Friday, February 26, 2016

Old School Games for fresh little brains.

I have a kid or two now so things are a little different at the Song of the Day. For example, I just wanted to say that Roman's Favourite game right now is "Heroes of Might and Magic III" which originally came out 1999.

This makes me think things have changed. The whole "newest is the best"-thing with video games -- I think it is coming to an end. There is the graphics push that will always keep the "need for the new" going but I think classics are starting to emerge. And Heroes of Might and Magic is one.

I think strong classic candidates will be those rendered out 3D games like Heroes III and Balder's Gate and Diablo II. They look great and I think it is still a better way then real-time rendered, it is a pain-in-the-ass but the curves are real, not approximated by straight lines. Sorry but we notice and when we do it ruins the suspension of disbelief.

Today's Song of the Day is Take on Me by Aha off their 1985 album "Hunting, High and Low".

Crazy Fact: When Roman was just 10 months old I would put him to sleep 5 days a week and he would fall asleep in my arms to this song 4 out of 5 nights. So sweet.

njoy

Friday, February 05, 2016

No early departures, no funerals.

I don't want a funeral when I'm dead. I guess it is up to everyone else, but, for me, I just want a wake. Burn me up, no body rotting in the ground. Have some drinks and talk about me, talk about each other, remember me well, make some friends, reconnect with old ones. I know good people.

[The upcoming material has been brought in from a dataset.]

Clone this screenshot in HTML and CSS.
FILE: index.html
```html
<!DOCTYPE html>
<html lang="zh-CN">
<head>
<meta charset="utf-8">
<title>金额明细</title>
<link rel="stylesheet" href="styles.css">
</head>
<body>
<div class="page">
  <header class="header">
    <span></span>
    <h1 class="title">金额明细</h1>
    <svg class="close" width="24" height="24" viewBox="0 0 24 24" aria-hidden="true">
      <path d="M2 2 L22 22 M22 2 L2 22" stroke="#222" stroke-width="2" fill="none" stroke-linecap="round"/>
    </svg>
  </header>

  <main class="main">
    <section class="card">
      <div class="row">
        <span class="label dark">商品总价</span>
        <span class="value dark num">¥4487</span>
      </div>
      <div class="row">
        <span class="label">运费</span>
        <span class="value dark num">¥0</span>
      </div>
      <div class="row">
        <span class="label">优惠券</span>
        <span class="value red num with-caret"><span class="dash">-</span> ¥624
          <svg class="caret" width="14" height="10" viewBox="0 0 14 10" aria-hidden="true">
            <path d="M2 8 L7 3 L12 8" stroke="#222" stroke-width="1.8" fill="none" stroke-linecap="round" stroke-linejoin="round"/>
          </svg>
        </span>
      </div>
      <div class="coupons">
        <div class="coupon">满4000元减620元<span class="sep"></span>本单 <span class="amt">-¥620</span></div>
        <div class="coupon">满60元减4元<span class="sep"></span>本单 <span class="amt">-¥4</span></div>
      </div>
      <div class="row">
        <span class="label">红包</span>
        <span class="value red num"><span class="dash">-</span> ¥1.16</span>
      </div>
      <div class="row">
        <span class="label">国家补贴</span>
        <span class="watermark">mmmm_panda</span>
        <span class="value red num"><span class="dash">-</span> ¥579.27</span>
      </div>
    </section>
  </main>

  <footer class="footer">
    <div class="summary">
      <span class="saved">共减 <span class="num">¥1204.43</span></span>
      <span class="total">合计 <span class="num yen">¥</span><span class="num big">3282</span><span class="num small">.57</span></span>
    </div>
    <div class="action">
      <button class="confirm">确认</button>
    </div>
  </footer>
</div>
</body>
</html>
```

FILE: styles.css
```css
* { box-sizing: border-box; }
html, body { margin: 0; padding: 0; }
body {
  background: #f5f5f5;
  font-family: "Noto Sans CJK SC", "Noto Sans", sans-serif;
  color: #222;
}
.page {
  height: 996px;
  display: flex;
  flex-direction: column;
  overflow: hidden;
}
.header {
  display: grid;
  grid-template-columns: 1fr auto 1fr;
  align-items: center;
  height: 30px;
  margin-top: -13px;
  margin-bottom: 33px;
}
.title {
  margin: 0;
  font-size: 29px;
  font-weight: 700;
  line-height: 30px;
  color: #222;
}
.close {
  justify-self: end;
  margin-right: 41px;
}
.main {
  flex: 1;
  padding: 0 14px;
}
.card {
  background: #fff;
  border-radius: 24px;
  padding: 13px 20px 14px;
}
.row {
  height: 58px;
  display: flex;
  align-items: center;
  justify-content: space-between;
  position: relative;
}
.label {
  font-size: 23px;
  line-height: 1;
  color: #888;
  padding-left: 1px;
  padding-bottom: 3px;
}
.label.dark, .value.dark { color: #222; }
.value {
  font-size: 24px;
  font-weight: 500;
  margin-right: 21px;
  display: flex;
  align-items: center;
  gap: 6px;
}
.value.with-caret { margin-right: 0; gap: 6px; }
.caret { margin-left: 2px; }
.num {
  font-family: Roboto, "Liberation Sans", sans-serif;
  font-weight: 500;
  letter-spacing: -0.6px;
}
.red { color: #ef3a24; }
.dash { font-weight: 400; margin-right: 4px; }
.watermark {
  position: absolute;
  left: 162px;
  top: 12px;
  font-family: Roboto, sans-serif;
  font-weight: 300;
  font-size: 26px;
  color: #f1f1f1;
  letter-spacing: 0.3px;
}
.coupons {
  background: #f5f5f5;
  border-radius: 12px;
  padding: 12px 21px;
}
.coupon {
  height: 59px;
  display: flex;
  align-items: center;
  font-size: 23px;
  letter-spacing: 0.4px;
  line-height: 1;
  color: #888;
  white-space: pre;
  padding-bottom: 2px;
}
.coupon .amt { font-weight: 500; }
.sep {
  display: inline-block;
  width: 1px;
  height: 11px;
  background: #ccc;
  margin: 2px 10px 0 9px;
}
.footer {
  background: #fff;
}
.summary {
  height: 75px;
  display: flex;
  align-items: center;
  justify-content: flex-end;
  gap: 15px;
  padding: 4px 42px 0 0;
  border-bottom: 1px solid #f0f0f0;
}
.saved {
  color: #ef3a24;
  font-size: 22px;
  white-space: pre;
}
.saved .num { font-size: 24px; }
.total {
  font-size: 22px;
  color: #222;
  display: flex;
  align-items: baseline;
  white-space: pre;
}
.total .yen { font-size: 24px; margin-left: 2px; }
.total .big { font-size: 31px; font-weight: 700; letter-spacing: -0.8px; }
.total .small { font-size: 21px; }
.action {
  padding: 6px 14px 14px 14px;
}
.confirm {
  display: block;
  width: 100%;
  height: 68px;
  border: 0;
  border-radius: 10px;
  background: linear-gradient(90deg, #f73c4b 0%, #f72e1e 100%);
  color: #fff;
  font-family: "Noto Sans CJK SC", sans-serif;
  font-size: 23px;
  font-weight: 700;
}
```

I say this because, I went to a funeral for a friend who committed suicide.

It was sad, as expected, but it made me sadder than I already was. His suicide is baffling, he was a happy, take-it-easy, happy-go-lucky guy. I shouldn't say happy-go-lucky because at this moment I feel like I have no idea what it means. He was a good guy, loved his kids -- had some on-going martial troubles, but seemed to be dealing with it well. Then suddenly he is gone. It is confusing.

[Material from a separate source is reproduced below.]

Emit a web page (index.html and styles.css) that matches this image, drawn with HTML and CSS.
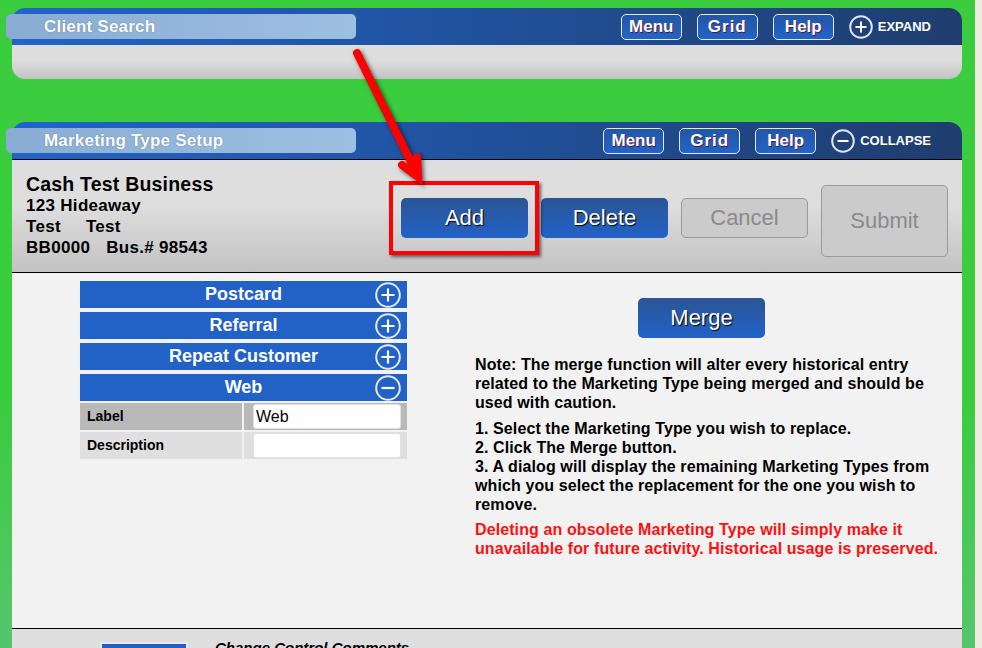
FILE: index.html
```html
<!DOCTYPE html>
<html lang="en">
<head>
  <meta charset="utf-8">
  <title>Marketing Type Setup</title>
  <link rel="stylesheet" href="styles.css">
</head>
<body>
<div class="page">

  <section class="panel">
    <header class="panel-head">
      <div class="panel-title">Client Search</div>
      <nav class="head-tools">
        <button class="tool-btn">Menu</button>
        <button class="tool-btn grid">Grid</button>
        <button class="tool-btn">Help</button>
        <span class="toggle">
          <svg width="24" height="24" viewBox="0 0 24 24"><circle cx="12" cy="12" r="10.8" fill="none" stroke="#dfe4ea" stroke-width="2"/><path d="M12 6.5v11M6.5 12h11" stroke="#fff" stroke-width="2"/></svg>
          EXPAND
        </span>
      </nav>
    </header>
    <div class="panel-body"></div>
  </section>

  <section class="panel">
    <header class="panel-head">
      <div class="panel-title">Marketing Type Setup</div>
      <nav class="head-tools">
        <button class="tool-btn">Menu</button>
        <button class="tool-btn grid">Grid</button>
        <button class="tool-btn">Help</button>
        <span class="toggle">
          <svg width="24" height="24" viewBox="0 0 24 24"><circle cx="12" cy="12" r="10.8" fill="none" stroke="#dfe4ea" stroke-width="2"/><path d="M6.5 12h11" stroke="#fff" stroke-width="2"/></svg>
          COLLAPSE
        </span>
      </nav>
    </header>

    <div class="client-bar">
      <div class="client-info">
        <div class="client-name">Cash Test Business</div>
        <div>123 Hideaway</div>
        <div><span class="sp-a">Test</span>Test</div>
        <div><span class="sp-b">BB0000</span>Bus.# 98543</div>
      </div>
      <div class="actions">
        <button class="act">Add</button>
        <button class="act">Delete</button>
        <button class="act off">Cancel</button>
        <button class="act off tall">Submit</button>
      </div>
    </div>

    <div class="setup-main">
      <div class="type-list">
        <div class="type-row"><span></span><span>Postcard</span>
          <svg width="26" height="26" viewBox="0 0 26 26"><circle cx="13" cy="13" r="11.8" fill="none" stroke="#e6e9ee" stroke-width="2"/><path d="M13 6.5v13M6.5 13h13" stroke="#fff" stroke-width="2.2"/></svg></div>
        <div class="type-row"><span></span><span>Referral</span>
          <svg width="26" height="26" viewBox="0 0 26 26"><circle cx="13" cy="13" r="11.8" fill="none" stroke="#e6e9ee" stroke-width="2"/><path d="M13 6.5v13M6.5 13h13" stroke="#fff" stroke-width="2.2"/></svg></div>
        <div class="type-row"><span></span><span>Repeat Customer</span>
          <svg width="26" height="26" viewBox="0 0 26 26"><circle cx="13" cy="13" r="11.8" fill="none" stroke="#e6e9ee" stroke-width="2"/><path d="M13 6.5v13M6.5 13h13" stroke="#fff" stroke-width="2.2"/></svg></div>
        <div class="type-row open"><span></span><span>Web</span>
          <svg width="26" height="26" viewBox="0 0 26 26"><circle cx="13" cy="13" r="11.8" fill="none" stroke="#e6e9ee" stroke-width="2"/><path d="M6.5 13h13" stroke="#fff" stroke-width="2.2"/></svg></div>

        <div class="field-row dark">
          <span class="field-label">Label</span>
          <span class="field-cell"><input type="text" value="Web"></span>
        </div>
        <div class="field-row">
          <span class="field-label">Description</span>
          <span class="field-cell"><input type="text" value=""></span>
        </div>
      </div>

      <div class="merge-col">
        <button class="act merge">Merge</button>
        <p>Note: The merge function will alter every historical entry related to the Marketing Type being merged and should be used with caution.</p>
        <p>1. Select the Marketing Type you wish to replace.<br>
           2. Click The Merge button.<br>
           3. A dialog will display the remaining Marketing Types from which you select the replacement for the one you wish to remove.</p>
        <p class="warn">Deleting an obsolete Marketing Type will simply make it unavailable for future activity. Historical usage is preserved.</p>
      </div>
    </div>

    <div class="panel-foot">
      <button class="foot-btn">Track</button>
      <span class="foot-label">Change Control Comments</span>
    </div>
  </section>

  <!-- screenshot callout -->
  <div class="callout-box"></div>
  <svg class="callout-arrow" width="460" height="200" viewBox="0 0 460 200">
    <line x1="357" y1="53" x2="416" y2="172" stroke="#ff0000" stroke-width="8" stroke-linecap="round"/>
    <polyline points="402,165 418,177 417,157" fill="none" stroke="#ff0000" stroke-width="8" stroke-linecap="round" stroke-linejoin="miter"/>
  </svg>
</div>
</body>
</html>
```

FILE: styles.css
```css
* {
    box-sizing: border-box;
}

body {
    margin: 0;
    background: #f0ece0;
    font-family: "Liberation Sans", Arial, sans-serif;
    overflow: hidden;
}

.page {
    position: relative;
    width: 975px;
    min-height: 648px;
    padding: 8px 0 0 12px;
    background: linear-gradient(#3bcc3f 60%, #58c571);
}

/* panels */
.panel {
    width: 950px;
}
.panel + .panel {
    margin-top: 43px;
}

.panel-head {
    height: 37px;
    display: flex;
    align-items: center;
    padding-right: 31px;
    border-radius: 13px 13px 0 0;
    background: linear-gradient(to right, #2264c8, #1f3d6e);
}

.panel-title {
    width: 350px;
    height: 25px;
    margin-left: -6px;
    padding-left: 38px;
    border-radius: 5px;
    background: linear-gradient(to right, #89acd3, #9dbfe2);
    color: #fff;
    font-size: 17px;
    font-weight: bold;
    letter-spacing: 0.2px;
    line-height: 25px;
    text-shadow: 0 0 1px #4a6a90;
}

.head-tools {
    margin-left: auto;
    display: flex;
    align-items: center;
    gap: 15px;
}

.tool-btn {
    width: 61px;
    height: 26px;
    padding: 0;
    border: 1px solid #e2eaf4;
    border-radius: 5px;
    background: linear-gradient(#2356a6, #2264c8);
    color: #fff;
    font: bold 17px "Liberation Sans", Arial, sans-serif;
    text-shadow: 1px 1px 0 #5c1232;
}
.tool-btn.grid {
    letter-spacing: 1px;
}

.toggle {
    display: flex;
    align-items: center;
    gap: 5px;
    color: #fff;
    font-size: 13px;
    font-weight: bold;
}
.toggle svg {
    display: block;
}

.panel-body {
    height: 34px;
    border-radius: 0 0 13px 13px;
    background: linear-gradient(#dddddd 45%, #c3c3c3);
}

/* client bar */
.client-bar {
    height: 114px;
    display: flex;
    justify-content: space-between;
    padding: 13px 14px 0 14px;
    border-top: 1px solid #000;
    border-bottom: 1px solid #000;
    background: linear-gradient(#dedede 40%, #c2c2c2);
}

.client-info {
    color: #000;
    font-size: 17px;
    font-weight: bold;
    letter-spacing: 0.3px;
    line-height: 21px;
}
.client-name {
    font-size: 19.5px;
    letter-spacing: 0.2px;
    line-height: 22px;
}
.sp-a {
    margin-right: 25px;
}
.sp-b {
    margin-right: 16px;
}

.actions {
    display: flex;
    align-items: flex-start;
    gap: 13px;
    margin-top: 12px;
}

.act {
    width: 127px;
    height: 40px;
    margin-top: 13px;
    padding: 0;
    border: none;
    border-radius: 5px;
    background: linear-gradient(#2b5594, #2262c8);
    color: #fff;
    font: 22px "Liberation Sans", Arial, sans-serif;
    text-shadow: 1px 1px 1px #000;
}
.act.off {
    border: 1px solid #9a9a9a;
    background: #cbcbcb;
    color: #8a8a8a;
    text-shadow: none;
}
.act.tall {
    height: 72px;
    margin-top: 0;
}

/* main area */
.setup-main {
    min-height: 356px;
    display: flex;
    gap: 68px;
    padding: 8px 0 0 68px;
    border-bottom: 1px solid #000;
    background: #f2f2f2;
}

.type-list {
    width: 327px;
}

.type-row {
    height: 27px;
    margin-bottom: 4px;
    display: grid;
    grid-template-columns: 32px 1fr 32px;
    align-items: center;
    background: #2262c6;
    color: #fff;
    font-size: 18px;
    font-weight: bold;
    text-align: center;
}
.type-row svg {
    justify-self: end;
    margin-right: 6px;
}
.type-row.open {
    margin-bottom: 2px;
}

.field-row {
    height: 27px;
    margin-bottom: 2px;
    display: grid;
    grid-template-columns: 162px 163px;
    gap: 2px;
}
.field-row > span {
    background: #dfdfdf;
}
.field-row.dark > span {
    background: #b9b9b9;
}

.field-label {
    padding-left: 7px;
    font-size: 14px;
    font-weight: bold;
    line-height: 27px;
}

.field-cell {
    padding: 1px 6px 0 9px;
}
.field-cell input {
    width: 148px;
    height: 25px;
    padding: 0 2px;
    border: 1px solid #e2e2e2;
    border-radius: 3px;
    background: #fff;
    font: 16px "Liberation Sans", Arial, sans-serif;
    color: #000;
}

.merge-col {
    width: 480px;
    padding-top: 17px;
}
.act.merge {
    margin: 0 0 0 163px;
}
.merge-col p {
    margin: 7px 0 0;
    color: #000;
    font-size: 16px;
    font-weight: bold;
    letter-spacing: 0.1px;
    line-height: 19px;
}
.merge-col .act + p {
    margin-top: 17px;
}
.merge-col p.warn {
    margin-top: 6px;
    color: #ff1010;
}

/* footer */
.panel-foot {
    height: 40px;
    display: flex;
    gap: 27px;
    padding: 13px 0 0 88px;
    background: #dedede;
}
.foot-btn {
    width: 88px;
    height: 26px;
    border: 2px solid #ececec;
    background: #2262c6;
    color: #fff;
    font: bold 15px "Liberation Sans", Arial, sans-serif;
}
.foot-label {
    margin-top: -3px;
    font-size: 15px;
    font-weight: bold;
    font-style: italic;
}

/* callout drawn over the screenshot */
.callout-box {
    position: absolute;
    left: 389px;
    top: 181px;
    width: 150px;
    height: 74px;
    border: 4px solid #ff0000;
    box-shadow: 2px 2px 3px rgba(0, 0, 0, 0.55);
}

.callout-arrow {
    position: absolute;
    left: 0;
    top: 0;
    pointer-events: none;
    filter: drop-shadow(2px 2px 2px rgba(0, 0, 0, 0.6));
}
```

No note. Seems like a mistake to me -- an impulse he wasn't prepared for and he went with it. He was an impulsive guy. It is perplexing that so much is based on that impulse, that if one extra boundary was in place, one chance for the right kind of second thought, his future would have continued. His kids would have a different future, one with a dad. His parents and siblings would have had one more loved one, to call, to see, to talk to, to get mad at, to laugh with, to reminisce with. But for one moment, one dark impulse -- unabated -- flew through him and carried him off to a final place, the final place, it brought him to an end.

If one thought could have said, "Ok, but before you go, what do I get your Farley on his next birthday? Oh and just one last thing, what kind of girl do you think Rhupert will marry?" Something to pull him out and look at the future of his children and not just his own, his navel-gazing that brought him to an end. His self-reflection, his sad self-reflection.

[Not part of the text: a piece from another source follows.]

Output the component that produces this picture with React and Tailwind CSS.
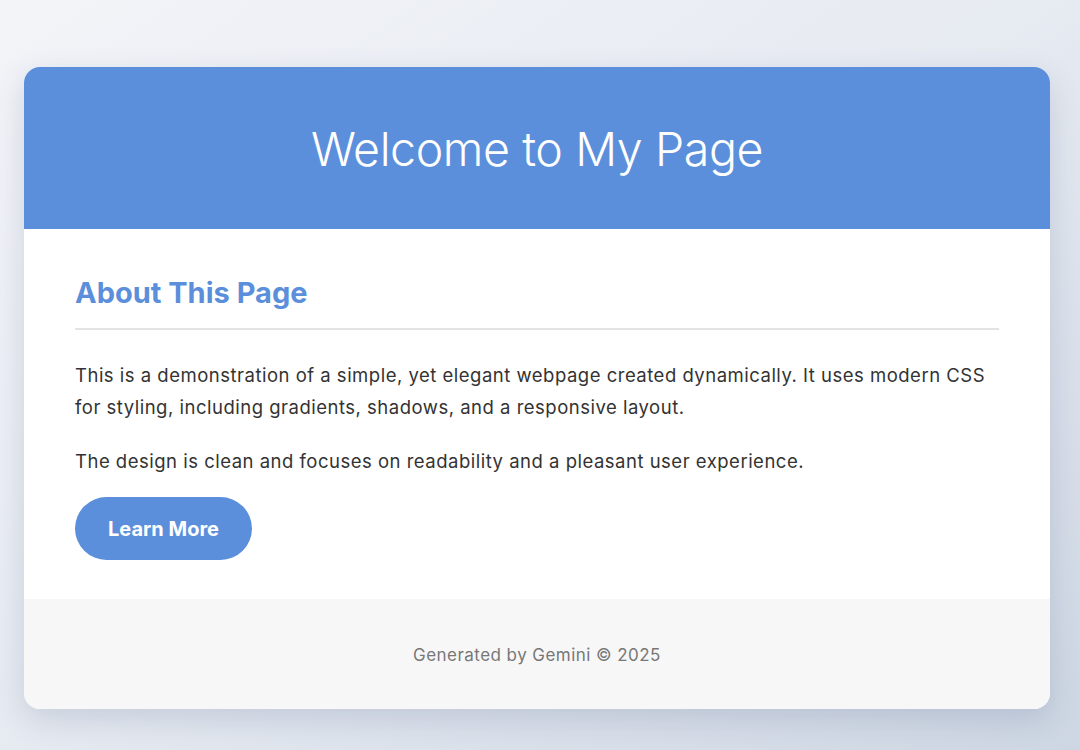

It is such a lie. We are not ourselves, whatever we THINK we are at any moment of the day, we are not. Our past is a distorted memory, our future is a complete fabrication -- a grouping of weighted probabilities  -- without a wit of certainty, our present is a tiny, filtered window where we can only sense, attend to and perceive a tiny fraction of the world in earshot, barely a grain-of-sand of the actual beach with is the 'now' moment. In actually, we are a collection of connections between humans and memories, sensations and imagination. Our momentary self is constructed by us into a tableau of these things, then our attention pulls us by the nose to look it over, give it focus, moment-by-moment. It is this ad-hoc connect-the-dots that gives us `the meaning of it all'.

A dark impulse would paint a dark future and broken past in only a few moments. But the dots overlook the true source of life's happy times, of it's greatest moments, that self-reflection is flawed at the root: it is other humans that light every achievement, the piercing light of friendship that makes the banal glitter, the blinding light of children themselves that turns the burden of their care into the meaning of your life. It would be a dark place inside if not for the light of the souls that surround you. They will show you what you are, who you are, what you mean. You yourself are a terrible judge, temperamental, biased, fickle. Fill your days with fellowship, and remember your people in dark times. Your future is not your own, it is shared with those that live next to you. Look up, turn your attention from yourself and look to them, attend to them and your future will look, not empty, not lonely, but full of people and shining memories yet-to-pass.


Today's Song of the Day is Miserere by Ennio Morricone off his 1986 soundtrack "The Mission".

Crazy fact: Ennio Morricone has sold over 70 million records.